É a última imagem (“gira o boné na mão do rapaz”) que concentra em si todas estas “questões menores” e “mistérios bem menores” – que só o são graças a ela, que lê o poema a contrapelo.

Continuamos a encontrar, nesta poesia, aquele denso erotismo que parece nascer nas margens das imagens que cria (“de um vaso/ irrompe no outro a flor do açafrão // rapazes nus – o outro nome da flor amarela”), como se este erotismo as viesse inundar, dando-lhes uma concentração própria, uma limpidez delicada, a breve felicidade sempre em estado de promessa – uma promessa de felicidade, como dizia Stendhal relativamente à beleza.

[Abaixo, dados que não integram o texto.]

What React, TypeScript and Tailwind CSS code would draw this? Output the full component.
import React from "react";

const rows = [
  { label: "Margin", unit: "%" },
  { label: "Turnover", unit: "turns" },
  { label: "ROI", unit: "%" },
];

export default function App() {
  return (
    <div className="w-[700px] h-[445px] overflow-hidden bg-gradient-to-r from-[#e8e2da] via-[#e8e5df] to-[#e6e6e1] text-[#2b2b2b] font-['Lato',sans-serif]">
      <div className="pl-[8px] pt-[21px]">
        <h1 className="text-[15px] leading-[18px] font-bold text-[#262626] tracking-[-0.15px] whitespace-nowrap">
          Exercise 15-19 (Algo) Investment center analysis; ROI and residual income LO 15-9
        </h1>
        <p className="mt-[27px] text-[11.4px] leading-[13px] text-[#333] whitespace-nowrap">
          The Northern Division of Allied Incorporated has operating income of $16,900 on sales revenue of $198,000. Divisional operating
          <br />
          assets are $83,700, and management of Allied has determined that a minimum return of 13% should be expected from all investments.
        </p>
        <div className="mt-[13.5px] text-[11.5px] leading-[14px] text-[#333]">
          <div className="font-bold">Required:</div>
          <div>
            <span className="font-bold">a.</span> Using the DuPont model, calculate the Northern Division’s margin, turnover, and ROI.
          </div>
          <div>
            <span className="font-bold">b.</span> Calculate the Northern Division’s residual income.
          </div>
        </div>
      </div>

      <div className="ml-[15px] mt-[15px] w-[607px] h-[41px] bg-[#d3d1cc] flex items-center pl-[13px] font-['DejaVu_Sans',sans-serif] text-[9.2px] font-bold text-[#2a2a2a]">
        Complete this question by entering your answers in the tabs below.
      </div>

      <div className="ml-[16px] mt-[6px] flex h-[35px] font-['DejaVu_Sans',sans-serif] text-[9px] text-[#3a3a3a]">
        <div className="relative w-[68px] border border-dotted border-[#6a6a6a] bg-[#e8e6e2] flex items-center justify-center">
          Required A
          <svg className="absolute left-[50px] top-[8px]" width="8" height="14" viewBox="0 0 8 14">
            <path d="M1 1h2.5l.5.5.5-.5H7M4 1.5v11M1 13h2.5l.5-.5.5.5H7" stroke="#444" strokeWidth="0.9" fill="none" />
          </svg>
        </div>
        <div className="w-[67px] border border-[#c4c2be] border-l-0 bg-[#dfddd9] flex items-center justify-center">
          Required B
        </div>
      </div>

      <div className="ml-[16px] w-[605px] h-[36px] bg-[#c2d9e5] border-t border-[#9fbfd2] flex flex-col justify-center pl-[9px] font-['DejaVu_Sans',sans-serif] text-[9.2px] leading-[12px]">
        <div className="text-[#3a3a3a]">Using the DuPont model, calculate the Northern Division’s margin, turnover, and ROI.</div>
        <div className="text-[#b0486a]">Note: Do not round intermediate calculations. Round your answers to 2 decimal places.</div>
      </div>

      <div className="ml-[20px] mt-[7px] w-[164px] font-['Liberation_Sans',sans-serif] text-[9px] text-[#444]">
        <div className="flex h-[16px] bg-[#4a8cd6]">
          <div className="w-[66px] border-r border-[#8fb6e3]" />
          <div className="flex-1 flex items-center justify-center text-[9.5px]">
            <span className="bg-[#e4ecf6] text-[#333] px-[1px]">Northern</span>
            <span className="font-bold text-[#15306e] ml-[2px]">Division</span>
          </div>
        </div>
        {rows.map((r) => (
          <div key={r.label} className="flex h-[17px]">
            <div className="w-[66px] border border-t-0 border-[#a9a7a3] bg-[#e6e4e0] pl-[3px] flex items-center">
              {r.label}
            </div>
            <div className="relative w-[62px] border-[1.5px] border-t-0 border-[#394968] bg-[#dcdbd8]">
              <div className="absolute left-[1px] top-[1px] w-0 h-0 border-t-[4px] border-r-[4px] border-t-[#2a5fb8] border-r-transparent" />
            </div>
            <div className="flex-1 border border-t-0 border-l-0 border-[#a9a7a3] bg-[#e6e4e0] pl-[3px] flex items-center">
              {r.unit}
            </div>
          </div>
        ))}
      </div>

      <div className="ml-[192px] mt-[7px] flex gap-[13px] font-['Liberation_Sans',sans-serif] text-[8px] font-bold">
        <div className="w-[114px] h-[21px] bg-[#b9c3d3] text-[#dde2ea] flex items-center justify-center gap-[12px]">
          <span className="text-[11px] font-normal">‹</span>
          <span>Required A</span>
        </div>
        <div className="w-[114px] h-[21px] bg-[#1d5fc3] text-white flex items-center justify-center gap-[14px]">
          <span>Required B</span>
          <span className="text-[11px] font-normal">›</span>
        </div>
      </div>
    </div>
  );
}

No entanto, Ervas acrescenta algo a essa promessa de felicidade – uma serenidade que é rente às coisas, que não se separa delas, mesmo quando estas são caóticas, tantas vezes violentas como essas “questões menores”. Não chamemos velhice, porque JMFJ encontrou uma formulação bastante mais interessante para o lento declinar quando se refere a Shukichi e Hirayama, personagens de Viagem a Tóquio: eles são “tocados pela turvação da tarde”. É esta turvação da tarde, presente também no cinema de Ozu (estas duas personagens, em particular, têm-no num grau dificilmente comparável), que lemos em diversos poemas de Ervas, um olhar sem nostalgia (“No remanso da vida/ o desejo de chuva e nevoeiro/ trazem a lonjura do teu sorrir e o negalho/ de cabelo brincão”), cheio de serenidade e desprendimento, que estima a imperfeição (“Nos últimos tempos/ vivo para as plantas do meu jardim/ procuro a mínima deformação (…) estimar estas imperfeições/ nasce de um pensamento igual”). Talvez não seja por acaso que JMFJ, num dos apontamentos diarísticos que acompanham os poemas, convoque o poeta japonês Saigyô:

“O mais ardente desejo

morrer sob as flores da cerejeira

disseminar-se na terra

durante a lua cheia

do décimo mês”

Mas na turvação da tarde, e isto também se lê nesta poesia de recorte límpido, somos igualmente esse “rapaz pequeno, erva que brincou/ no mar dos pinhais/ com pescadores ao longe,/ testemunho da terra e também/ dos céus é hoje/ faia rubra, erva ardente”.